A long-standing mystery in microbiome research—how a gut-bacterial toxin physically damages human DNA—has finally been solved through a close collaboration led in part by researchers in the Victoria D’Souza Lab at MCB. The discovery, published December 4 in Science, provides the first direct structural view of the covalent link between the two DNA strands, which is mediated by colibactin, a DNA-damaging small molecule produced by certain E. coli species in the gut microbiome that has been linked to colorectal cancer development, including early-onset cases.
Cartoon representation of the interaction showing the placement of colibactin and its molecular surface (purple mesh) inside the minor groove of DNA (grey and red).
For years, researchers have known that colibactin causes dangerous DNA lesions, but its chemical instability has made the structure of its DNA bound state difficult to capture. Without that structure, scientists lacked a fundamental understanding of how the toxin selects specific genomic sites and why its mutational “signature”—several As and Ts in a row from the repair of colibactin-induced double-strand breaks—repeatedly appears in tumor genomes.
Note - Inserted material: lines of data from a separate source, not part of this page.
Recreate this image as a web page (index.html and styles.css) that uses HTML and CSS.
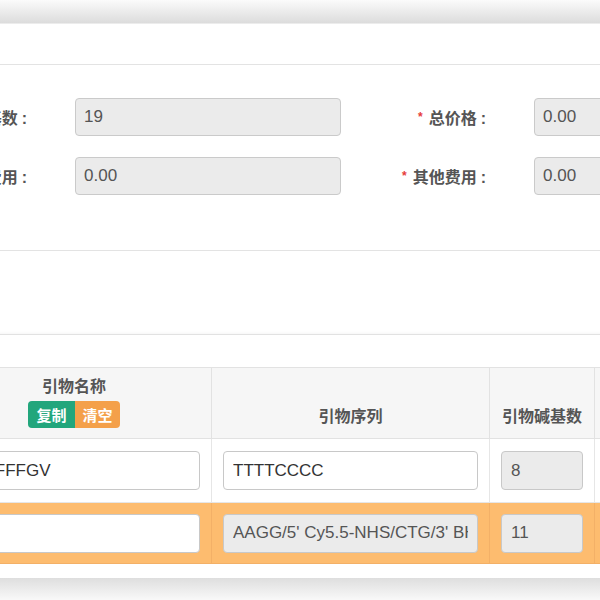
FILE: index.html
```html
<!DOCTYPE html>
<html lang="zh-CN">
<head>
    <meta charset="UTF-8">
    <meta name="viewport" content="width=device-width, initial-scale=1.0">
    <title>引物订单</title>
    <link rel="stylesheet" href="styles.css">
</head>
<body>

    <div class="shade-top"></div>

    <div class="panel">
        <div class="panel-head"></div>

        <div class="form-section">
            <div class="form-grid">
                <label class="form-label">总碱基数<span class="colon">:</span></label>
                <input class="form-input" type="text" value="19" readonly>
                <span></span>
                <label class="form-label"><i class="req">*</i>总价格<span class="colon">:</span></label>
                <input class="form-input" type="text" value="0.00" readonly>

                <label class="form-label">合成费用<span class="colon">:</span></label>
                <input class="form-input" type="text" value="0.00" readonly>
                <span></span>
                <label class="form-label"><i class="req">*</i>其他费用<span class="colon">:</span></label>
                <input class="form-input" type="text" value="0.00" readonly>
            </div>
        </div>

        <div class="blank-section"></div>
        <div class="blank-gap"></div>

        <table class="primer-table">
            <colgroup>
                <col class="col-name">
                <col class="col-seq">
                <col class="col-base">
                <col class="col-more">
            </colgroup>
            <thead>
                <tr>
                    <th>
                        <div class="th-title">引物名称</div>
                        <div class="btn-group">
                            <button class="btn btn-copy">复制</button><button class="btn btn-clear">清空</button>
                        </div>
                    </th>
                    <th><div class="th-title">引物序列</div></th>
                    <th><div class="th-title">引物碱基数</div></th>
                    <th></th>
                </tr>
            </thead>
            <tbody>
                <tr>
                    <td><input class="cell-input" type="text" value="Test-FFFGV"></td>
                    <td><input class="cell-input" type="text" value="TTTTCCCC"></td>
                    <td><input class="cell-input is-readonly" type="text" value="8" readonly></td>
                    <td></td>
                </tr>
                <tr class="row-warn">
                    <td><input class="cell-input" type="text" value=""></td>
                    <td><input class="cell-input is-readonly" type="text" value="AAGG/5' Cy5.5-NHS/CTG/3' BHQ2/" readonly></td>
                    <td><input class="cell-input is-readonly" type="text" value="11" readonly></td>
                    <td></td>
                </tr>
            </tbody>
        </table>

        <div class="panel-foot"></div>
    </div>

    <div class="shade-bottom"></div>

</body>
</html>
```

FILE: styles.css
```css
/* Reset */
* {
    margin: 0;
    padding: 0;
    box-sizing: border-box;
}

html, body {
    width: 600px;
    height: 600px;
    overflow: hidden;
}

body {
    font-family: "Liberation Sans", "Noto Sans CJK SC", sans-serif;
    background-color: #ffffff;
    color: #555555;
}

/* window shadow above and below the panel */
.shade-top {
    height: 23px;
    background: linear-gradient(to bottom, #fbfbfb, #dcdcdc);
}

.shade-bottom {
    height: 23px;
    background: linear-gradient(to bottom, #dedede, #fafafa);
}

.panel {
    background-color: #ffffff;
    border-top: 1px solid #ececec;
}

.panel-head {
    height: 41px;
    border-bottom: 1px solid #e3e3e3;
}

/* Summary form */
.form-section {
    padding: 33px 0 55px;
    border-bottom: 1px solid #e3e3e3;
}

.form-grid {
    display: grid;
    grid-template-columns: 165px 266px 28px 165px 266px;
    row-gap: 21px;
    align-items: center;
    margin-left: -90px;
    width: 890px;
}

.form-label {
    padding-right: 48px;
    text-align: right;
    font-size: 16px;
    font-weight: bold;
    color: #555555;
    white-space: nowrap;
}

.colon {
    margin-left: 4px;
}

.req {
    font-style: normal;
    color: #e63b3b;
    font-size: 12px;
    margin-right: 6px;
    position: relative;
    top: -3px;
}

.form-input {
    height: 38px;
    padding: 0 8px;
    font-family: inherit;
    font-size: 17px;
    color: #555555;
    background-color: #ebebeb;
    border: 1px solid #cacaca;
    border-radius: 4px;
    outline: none;
}

.blank-section {
    height: 84px;
    border-bottom: 1px solid #e2e2e2;
    box-shadow: inset 0 -3px 3px -2px rgba(0, 0, 0, 0.04);
}

.blank-gap {
    height: 32px;
}

/* Primer table */
.primer-table {
    border-collapse: collapse;
    table-layout: fixed;
    width: 808px;
    margin-left: -64px;
}

.col-name { width: 275px; }
.col-seq { width: 278px; }
.col-base { width: 105px; }
.col-more { width: 150px; }

.primer-table th {
    height: 71px;
    background-color: #f6f6f6;
    border: 1px solid #e2e2e2;
    vertical-align: bottom;
    padding: 0 0 10px;
    font-size: 16px;
    font-weight: bold;
    color: #555555;
    text-align: center;
}

.th-title {
    line-height: 22px;
}

.btn-group {
    display: inline-flex;
    margin-top: 3px;
    border-radius: 4px;
    overflow: hidden;
}

.btn {
    height: 27px;
    padding: 0;
    border: none;
    font-family: inherit;
    font-size: 15px;
    font-weight: bold;
    color: #ffffff;
    white-space: nowrap;
    cursor: pointer;
}

.btn-copy {
    width: 47px;
    background-color: #22a67c;
}

.btn-clear {
    width: 45px;
    background-color: #f4a04a;
}

.primer-table td {
    height: 64px;
    padding: 0 11px;
    border: 1px solid #e6e6e6;
    vertical-align: middle;
    background-color: #ffffff;
}

.primer-table tr.row-warn td {
    height: 61px;
    background-color: #fdbc6f;
    border-color: #f3b067;
}

.cell-input {
    display: block;
    width: 100%;
    height: 39px;
    padding: 0 9px;
    font-family: inherit;
    font-size: 17px;
    color: #333333;
    background-color: #ffffff;
    border: 1px solid #c8c8c8;
    border-radius: 4px;
    outline: none;
}

.cell-input.is-readonly {
    background-color: #ebebeb;
    color: #555555;
}

.panel-foot {
    height: 14px;
}
```
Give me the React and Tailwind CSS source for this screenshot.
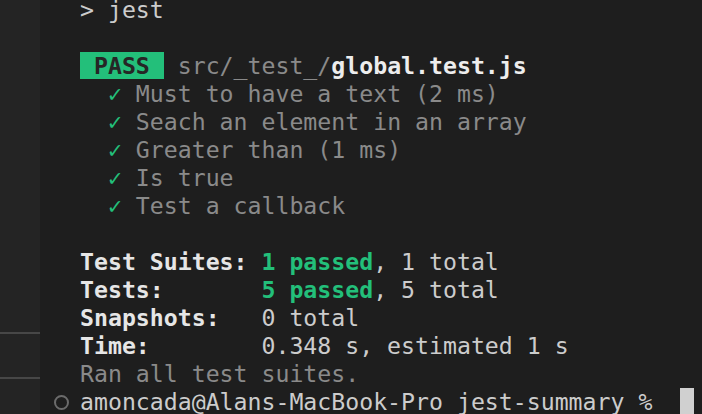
import React from 'react';

const tests = [
  'Must to have a text (2 ms)',
  'Seach an element in an array',
  'Greater than (1 ms)',
  'Is true',
  'Test a callback',
];

export default function App() {
  return (
    <div className="flex w-[702px] h-[414px] overflow-hidden bg-[#1e1e1e]">
      {/* Side panel */}
      <div className="w-[40px] shrink-0 flex flex-col bg-[#242424]">
        <div className="h-[332px]" />
        <div className="h-[2px] bg-[#474747]" />
        <div className="h-[43px]" />
        <div className="h-[2px] bg-[#474747]" />
      </div>

      {/* Terminal */}
      <div
        className="flex-1 pl-[40px] mt-[-4px] text-[23.2px] leading-[28px] whitespace-pre text-[#cccccc]"
        style={{ fontFamily: '"DejaVu Sans Mono", "Liberation Mono", monospace' }}
      >
        <div>{'> jest'}</div>
        <div>&nbsp;</div>
        <div>
          <span className="bg-[#23bf7a] text-[#262626] font-bold">{' PASS '}</span>
          <span className="text-[#8a8a8a]">{' src/_test_/'}</span>
          <span className="font-bold text-[#ededed]">global.test.js</span>
        </div>
        {tests.map((t) => (
          <div key={t} className="text-[#8a8a8a]">
            {'  '}
            <span className="text-[#23bf7a]">✓</span>
            {' ' + t}
          </div>
        ))}
        <div>&nbsp;</div>
        <div>
          <span className="font-bold text-[#e6e6e6]">{'Test Suites: '}</span>
          <span className="font-bold text-[#23bf7a]">1 passed</span>
          {', 1 total'}
        </div>
        <div>
          <span className="font-bold text-[#e6e6e6]">{'Tests:       '}</span>
          <span className="font-bold text-[#23bf7a]">5 passed</span>
          {', 5 total'}
        </div>
        <div>
          <span className="font-bold text-[#e6e6e6]">{'Snapshots:   '}</span>
          {'0 total'}
        </div>
        <div>
          <span className="font-bold text-[#e6e6e6]">{'Time:        '}</span>
          {'0.348 s, estimated 1 s'}
        </div>
        <div className="text-[#8a8a8a]">Ran all test suites.</div>
        <div className="relative">
          <span className="absolute left-[-26px] top-[7px] w-[15px] h-[15px] rounded-full border-2 border-[#6b6b6b]" />
          {'amoncada@Alans-MacBook-Pro jest-summary %  '}
          <span className="inline-block align-top w-[14px] h-[28px] bg-[#d0d0d0]" />
        </div>
      </div>
    </div>
  );
}
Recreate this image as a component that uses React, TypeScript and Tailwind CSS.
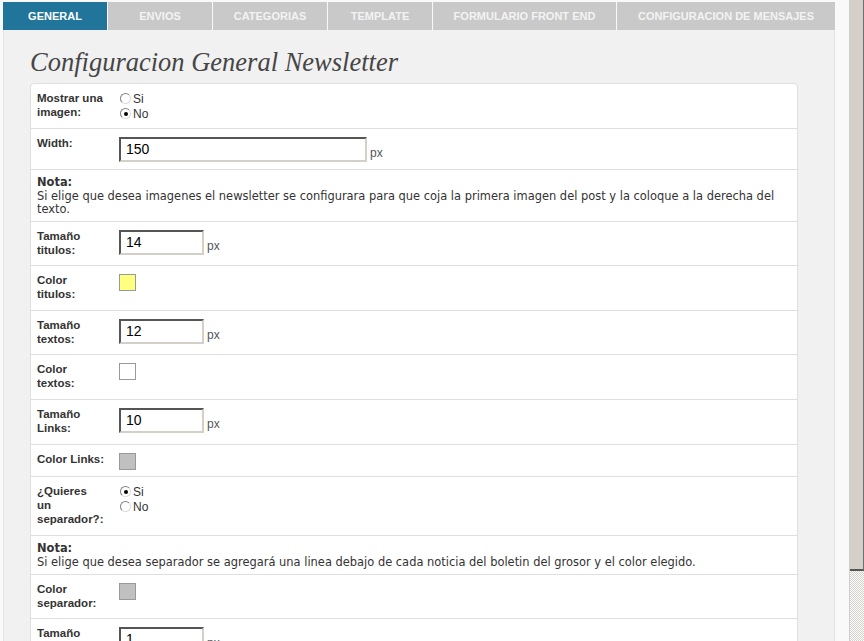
import React from "react";

const tabs: { label: string; w: string; active?: boolean }[] = [
  { label: "GENERAL", w: "w-[104px]", active: true },
  { label: "ENVIOS", w: "w-[104px]" },
  { label: "CATEGORIAS", w: "w-[114px]" },
  { label: "TEMPLATE", w: "w-[104px]" },
  { label: "FORMULARIO FRONT END", w: "w-[183px]" },
  { label: "CONFIGURACION DE MENSAJES", w: "w-[218px]" },
];

function Row({ h, label, children }: { h: string; label: React.ReactNode; children?: React.ReactNode }) {
  return (
    <div className={`flex border-b border-[#dfdfdf] ${h}`}>
      <div className="w-[88px] shrink-0 pl-[6px] pt-[7px] text-[11.5px] leading-[14px] font-bold text-[#333]">
        {label}
      </div>
      <div className="flex-1">{children}</div>
    </div>
  );
}

function TextInput({ value, w }: { value: string; w: string }) {
  return (
    <div className="flex items-end pt-[8px]">
      <div
        className={`${w} h-[25px] border-2 border-t-[#555] border-l-[#555] border-b-[#d4d0c8] border-r-[#d4d0c8] bg-white pl-[5px] text-[14px] leading-[21px] text-black`}
      >
        {value}
      </div>
      <span className="ml-[3px] mb-[2px] text-[12px] leading-[14px] text-[#555]">px</span>
    </div>
  );
}

function Swatch({ color }: { color: string }) {
  return (
    <div className="pt-[8px]">
      <div className={`w-[17px] h-[17px] border border-[#999] ${color}`} />
    </div>
  );
}

function Radio({ checked, label }: { checked?: boolean; label: string }) {
  return (
    <div className="flex items-center h-[15px] text-[12px] text-[#333]">
      <span className="ml-[1px] w-[11px] h-[11px] rounded-full border border-[#808080] border-b-[#ddd] border-r-[#ddd] bg-white flex items-center justify-center">
        {checked ? <span className="w-[4px] h-[4px] rounded-full bg-black" /> : null}
      </span>
      <span className="ml-[2px]">{label}</span>
    </div>
  );
}

function Nota({ h, lines }: { h: string; lines: string[] }) {
  return (
    <div
      className={`${h} border-b border-[#dfdfdf] pl-[6px] pt-[6px] text-[11.45px] leading-[13.5px] text-[#333] whitespace-nowrap`}
      style={{ fontFamily: '"DejaVu Sans", Verdana, sans-serif' }}
    >
      <div className="font-bold">Nota:</div>
      {lines.map((l, i) => (
        <div key={i}>{l}</div>
      ))}
    </div>
  );
}

export default function App() {
  return (
    <div
      className="flex h-[641px] w-[864px] overflow-hidden bg-[#f9f9f9]"
      style={{ fontFamily: '"Liberation Sans", Arial, sans-serif' }}
    >
      <div className="w-[849px] shrink-0 pt-[2px] pl-[3px]">
        <div className="w-[832px] flex h-[28px] gap-[1px]">
          {tabs.map((t) => (
            <div
              key={t.label}
              className={`${t.w} shrink-0 flex items-center justify-center text-[11px] font-bold ${
                t.active ? "bg-[#21759b] text-white" : "bg-[#c9c9c9] text-[#f3f3f3]"
              }`}
            >
              {t.label}
            </div>
          ))}
        </div>
        <div className="w-[832px] h-[620px] bg-[#f1f1f1] border-l border-r border-[#e3e3e3] pl-[26px]">
          <h2
            className="pt-[17px] pb-[5px] text-[26.5px] leading-[31px] italic text-[#464646]"
            style={{ fontFamily: '"Liberation Serif", Georgia, serif' }}
          >
            Configuracion General Newsletter
          </h2>
          <div className="w-[768px] bg-white border border-[#dfdfdf] rounded-t-[4px] h-[600px]">
            <Row h="h-[45px]" label={<>Mostrar una<br />imagen:</>}>
              <div className="pt-[7px]">
                <Radio label="Si" />
                <Radio label="No" checked />
              </div>
            </Row>
            <Row h="h-[41px]" label="Width:">
              <TextInput value="150" w="w-[248px]" />
            </Row>
            <Nota
              h="h-[52px]"
              lines={[
                "Si elige que desea imagenes el newsletter se configurara para que coja la primera imagen del post y la coloque a la derecha del",
                "texto.",
              ]}
            />
            <Row h="h-[44px]" label={<>Tamaño<br />titulos:</>}>
              <TextInput value="14" w="w-[85px]" />
            </Row>
            <Row h="h-[45px]" label={<>Color<br />titulos:</>}>
              <Swatch color="bg-[#ffff80]" />
            </Row>
            <Row h="h-[44px]" label={<>Tamaño<br />textos:</>}>
              <TextInput value="12" w="w-[85px]" />
            </Row>
            <Row h="h-[45px]" label={<>Color<br />textos:</>}>
              <Swatch color="bg-white" />
            </Row>
            <Row h="h-[45px]" label={<>Tamaño<br />Links:</>}>
              <TextInput value="10" w="w-[85px]" />
            </Row>
            <Row h="h-[32px]" label="Color Links:">
              <Swatch color="bg-[#c0c0c0]" />
            </Row>
            <Row h="h-[59px]" label={<>¿Quieres<br />un<br />separador?:</>}>
              <div className="pt-[7px]">
                <Radio label="Si" checked />
                <Radio label="No" />
              </div>
            </Row>
            <Nota
              h="h-[39px]"
              lines={[
                "Si elige que desea separador se agregará una linea debajo de cada noticia del boletin del grosor y el color elegido.",
              ]}
            />
            <Row h="h-[44px]" label={<>Color<br />separador:</>}>
              <Swatch color="bg-[#c0c0c0]" />
            </Row>
            <Row h="h-[45px]" label={<>Tamaño<br />separador:</>}>
              <TextInput value="1" w="w-[85px]" />
            </Row>
          </div>
        </div>
      </div>
      <div className="w-[15px] shrink-0 flex flex-col border-l border-[#cfcfcf]">
        <div className="h-[571px] bg-[#d4d0c8] border-r border-r-[#6f6f6f] border-b-2 border-b-[#555]" />
        <div className="flex-1 bg-[repeating-conic-gradient(#d4d0c8_0_25%,#ffffff_0_50%)] bg-[length:2px_2px]" />
      </div>
    </div>
  );
}
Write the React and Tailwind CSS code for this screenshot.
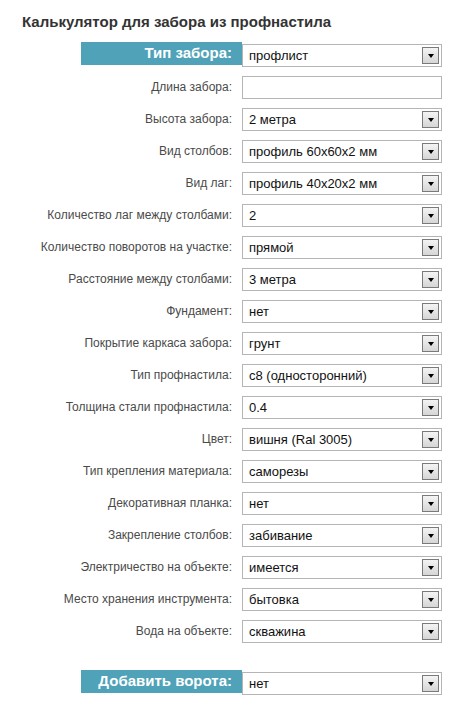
const rows = [
  ["Тип забора:", "профлист", true],
  ["Длина забора:", null],
  ["Высота забора:", "2 метра"],
  ["Вид столбов:", "профиль 60х60х2 мм"],
  ["Вид лаг:", "профиль 40х20х2 мм"],
  ["Количество лаг между столбами:", "2"],
  ["Количество поворотов на участке:", "прямой"],
  ["Расстояние между столбами:", "3 метра"],
  ["Фундамент:", "нет"],
  ["Покрытие каркаса забора:", "грунт"],
  ["Тип профнастила:", "с8 (односторонний)"],
  ["Толщина стали профнастила:", "0.4"],
  ["Цвет:", "вишня (Ral 3005)"],
  ["Тип крепления материала:", "саморезы"],
  ["Декоративная планка:", "нет"],
  ["Закрепление столбов:", "забивание"],
  ["Электричество на объекте:", "имеется"],
  ["Место хранения инструмента:", "бытовка"],
  ["Вода на объекте:", "скважина"]
];

function Field({ value }) {
  return (
    <div className="flex h-[23px] w-[200px] items-center justify-between border border-[#b5b5b5] bg-white pl-[6px] pr-[2px]">
      <span className="text-[13px] text-[#111]">{value}</span>
      {value !== null && (
        <span className="flex h-[17px] w-[17px] items-center justify-center border border-[#7a7a7a] bg-gradient-to-b from-[#f4f4f4] to-[#d6d6d6]">
          <span className="h-0 w-0 border-x-[3.5px] border-t-[4px] border-x-transparent border-t-black" />
        </span>
      )}
    </div>
  );
}

function Row({ label, value, accent }) {
  return (
    <div className="flex h-[32px] items-center">
      {accent ? (
        <div className="ml-[81px] -mt-[4px] flex h-[23px] w-[161px] items-center justify-end bg-[#4fa2b8] pr-[10px] text-[15px] font-bold text-white">{label}</div>
      ) : (
        <div className="-mt-[2px] w-[242px] pr-[10px] text-right text-[12px] text-[#4a4a4a]">{label}</div>
      )}
      <Field value={value} />
    </div>
  );
}

export default function App() {
  return (
    <div className="h-[707px] w-[460px] bg-white font-['Liberation_Sans',Arial,sans-serif]">
      <h1 className="pl-[22px] pt-[11px] text-[15px] font-bold text-[#333]">Калькулятор для забора из профнастила</h1>
      <div className="mt-[6px]">
        {rows.map(([label, value, accent]) => (
          <Row key={label} label={label} value={value} accent={accent} />
        ))}
        <div className="mt-[20px]">
          <Row label="Добавить ворота:" value="нет" accent />
        </div>
      </div>
    </div>
  );
}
The new study solves that problem by combining three highly specialized approaches: microbial chemistry in the Chemistry and Chemical Biology (CCB) lab of Emily Balskus, high-resolution NMR spectroscopy in the D’Souza Lab, and advanced mass spectrometry in collaboration with the Silvia Balbo Lab and Peter Villalta at the University of Minnesota.
Balskus, who spearheaded the project, noted the impact of finally capturing the structure of the colibactin lesion. “We have had to be creative in our efforts to understand its chemical structure and biological activity,” she says. “This work determines the specificity of colibactin for DNA crosslinking and the detailed structure of the lesion. It reveals the structural basis for colibactin’s activity and explains the locations of mutations in the genome linked to colibactin exposure.”
The interest in colibactin originated from Balskus’s lab’s longstanding efforts to understand this gut bacterial toxin. Their expertise in microbial chemistry enabled the biochemical elucidation of colibactin’s sequence-, groove-, and atomic-specificity. “Yet the biochemical data left unanswered questions about colibactin’s central structural motif and its non-covalent interactions with DNA,” explains co-first author Erik Carlson, a former postdoctoral fellow of the Balskus Lab. “That’s where Dr. D’Souza’s lab really shined—using biomolecular NMR to clarify features that couldn’t be resolved any other way.”
“The structure we solved shows how colibactin recognizes very specific DNA sequences,” adds co-first author Raphael Haslecker of the D’Souza Lab. “Only AT-rich regions allow it to sit in exactly the right orientation long enough to form the crosslink. That sequence preference is so strong that the producing bacteria rarely contain the motifs colibactin targets.”
Haslecker also confirmed the existence of a long-suspected but unproven chemical feature: a positively charged nitrogen at the molecule’s center. This unstable motif can survive only when the toxin is tucked inside DNA. The finding helps explain both colibactin’s reactivity and why it has been so challenging to study for more than a decade.
“It truly took a proverbial village to resolve the unanswered questions in the field,” says D’Souza. “Erik first overcame the major obstacle of generating sufficient material for structural studies. Raphael then took on the structure determination, which was particularly challenging both because of the pseudosymmetric nature of colibactin and because the samples contained both colibactin-bound and unbound DNA, which substantially increased the spectral complexity”.
Carlson and Haslecker also highlighted the synergy among all teams involved, including computational input from colleagues in MIT’s Kulik Research Group. “These groups met constantly,” Carlson said. “Being less than five minutes apart made it incredibly easy to share results and troubleshoot in real time.”
As Haslecker put it, “These complementary expertises were essential to solving a conundrum that had eluded the field for years.”